— Уговорила!
— Тем более, — словно продолжая убеждать его в неизбежности совместного путешествия, продолжила Марина. — Не собираетесь же вы ехать на бандитском джипе… Он тоже объявлен в розыск, нас остановят на первом же посту, и удостоверение Валерия не поможет.
— Боливар не вынесет троих, — с легкой усмешкой сказал Валерий. — Не уверен, что моя «таврия» выдержит эту дорогу…
— А у меня машина на задах вашего сарая стоит… Вполне приличная «БМВ» с полным баком бензина, — как бы между прочим сообщила Марина.
Валерий восхищенно присвистнул.
— И откуда ты такая взялась? — вроде бы шутливо, но с серьезным и испытующим взглядом спросил он.
— От мамы с папой, — рассмеялась Марина. — И надо нам поторапливаться, пока следователи нас тут не застукали… Я права?
— На сто десять процентов, — согласился Валерий. — Пойду бате скажу, что мы уезжаем.
Денис посмотрел на Марину, развел руками:
— Пойду тоже попрощаюсь…
Степан Игнатьевич крепко обнял Дениса, замер на мгновение, отстранил от себя, сказал дрогнувшим голосом:
— Удачной дороги и вообще — удачи тебе, Денис! Звони, держи нас в курсе.
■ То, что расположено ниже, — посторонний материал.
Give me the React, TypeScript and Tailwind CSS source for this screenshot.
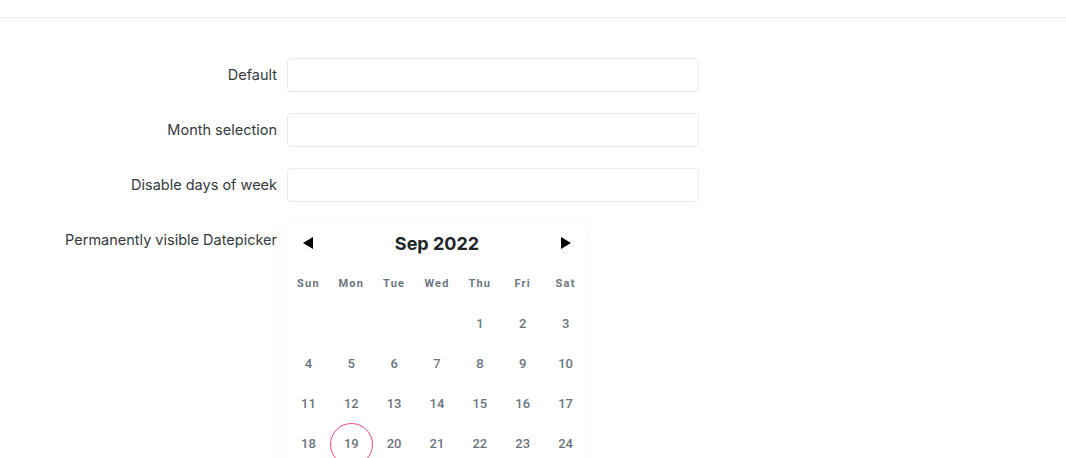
const days = ['Sun', 'Mon', 'Tue', 'Wed', 'Thu', 'Fri', 'Sat'];

// Sep 2022 starts on a Thursday
const cells: (number | null)[] = [
  null, null, null, null, 1, 2, 3,
  4, 5, 6, 7, 8, 9, 10,
  11, 12, 13, 14, 15, 16, 17,
  18, 19, 20, 21, 22, 23, 24,
  25, 26, 27, 28, 29, 30, null,
];

function Arrow({ dir }: { dir: 'left' | 'right' }) {
  return (
    <svg width="10" height="12" viewBox="0 0 10 12" className="block">
      {dir === 'left' ? (
        <polygon points="10,0 10,12 0,6" fill="#000" />
      ) : (
        <polygon points="0,0 0,12 10,6" fill="#000" />
      )}
    </svg>
  );
}

function Field({ label }: { label: string }) {
  return (
    <div className="flex items-start mb-[21px]">
      <label className="w-[277px] text-right text-[14.5px] leading-[34px] text-[#343a40] font-['Inter',sans-serif]">
        {label}
      </label>
      <input
        type="text"
        className="ml-[10px] w-[412px] h-[34px] rounded-[4px] border border-[#e9ecef] bg-white outline-none"
      />
    </div>
  );
}

function Datepicker() {
  return (
    <div className="ml-[10px] w-[300px] rounded-[8px] bg-white shadow-[0_0_10px_rgba(240,70,130,0.07)]">
      {/* Header */}
      <div className="flex items-center justify-between h-[40px] px-[16px]">
        <Arrow dir="left" />
        <span className="text-[18px] font-bold text-[#212529] font-['Inter',sans-serif]">
          Sep 2022
        </span>
        <Arrow dir="right" />
      </div>

      {/* Weekdays */}
      <div className="grid grid-cols-7 h-[40px] mt-[1px] items-center">
        {days.map((d) => (
          <div
            key={d}
            className="text-center text-[11px] font-bold tracking-[1.2px] text-[#6c757d]"
          >
            {d}
          </div>
        ))}
      </div>

      {/* Days */}
      <div className="grid grid-cols-7">
        {cells.map((n, i) => (
          <div key={i} className="h-[40px] flex items-center justify-center">
            {n !== null && (
              <span
                className={
                  n === 19
                    ? 'w-[43px] h-[43px] rounded-full border border-[#f0457c] flex items-center justify-center text-[13px] font-medium text-[#6c757d]'
                    : 'text-[13px] font-medium text-[#6c757d]'
                }
              >
                {n}
              </span>
            )}
          </div>
        ))}
      </div>
    </div>
  );
}

export default function App() {
  return (
    <div className="min-h-screen bg-white font-['Roboto',sans-serif]">
      <header className="h-[18px] border-b border-[#eef0f3]" />

      <main className="pt-[40px]">
        <Field label="Default" />
        <Field label="Month selection" />
        <Field label="Disable days of week" />

        <div className="flex items-start">
          <label className="w-[277px] text-right text-[14.5px] leading-[34px] text-[#343a40] font-['Inter',sans-serif]">
            Permanently visible Datepicker
          </label>
          <Datepicker />
        </div>
      </main>
    </div>
  );
}
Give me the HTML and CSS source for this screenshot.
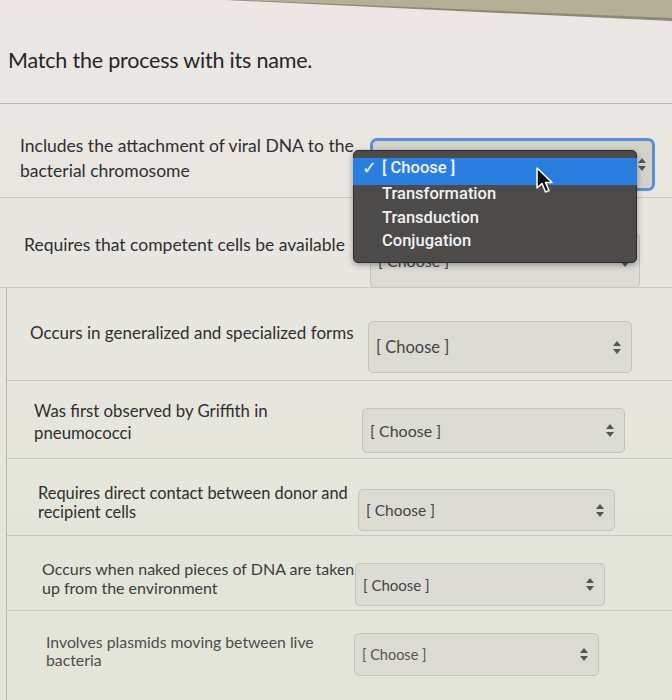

Как доберешься домой, а я не сомневаюсь, что ты доберешься, Олежку там обними за меня… И мужикам, знакомым моим, привет передавай…
— Обязательно, — заверил Денис.
— Все не по-людски, — огорчился старый опер. — Передать бы с тобой горилки да сала нашенского, так не довезешь же…
— Это точно, — улыбнулся Денис, повернулся к полковнику: — Вам спасибо за помощь…
Тот рассмеялся, погрозил пальцем:
— Осторожнее, уважаемый… все-таки в розыске вы…
— Спасибо, — улыбнулся в ответ Гребски. — И — с праздником вас!
«Ты будешь жить, но твои сыновья пойдут друг против друга. Твой род вымрет. Киев никогда не станет тем городом, который ты хочешь построить…»
Военный оркестр, расположившийся напротив трибуны, играл слаженно и красиво, но звуки музыки тупыми толчками отдавались в висках президента Кучука, заставляя его болезненно морщиться. С самого утра президент чувствовал себя неважно. Побаливала голова, с левой стороны груди ощущалась тяжесть, еще не перешедшая в боль, но очень неприятная.
И еще этот кислый вкус во рту. В любой другой день президент отказался бы от участия в торжественном мероприятии, перепоручив это премьер-министру, как не раз уже делал в течение последнего года.
Но только не в этот.
Он сказал свою речь, дав всем понять, что уходит, но… остается. Те, кому нужно, поняли. Остальные проглотили молча, как всегда.
И теперь он стоял на трибуне и «держал лицо». Улыбался, делал вид, что оживленно обменивался впечатлениями с возвышавшимся рядом премьером Чивокуном и стоявшим по левую руку министром обороны. А сам изо всех сил боролся с подступающей тошнотой.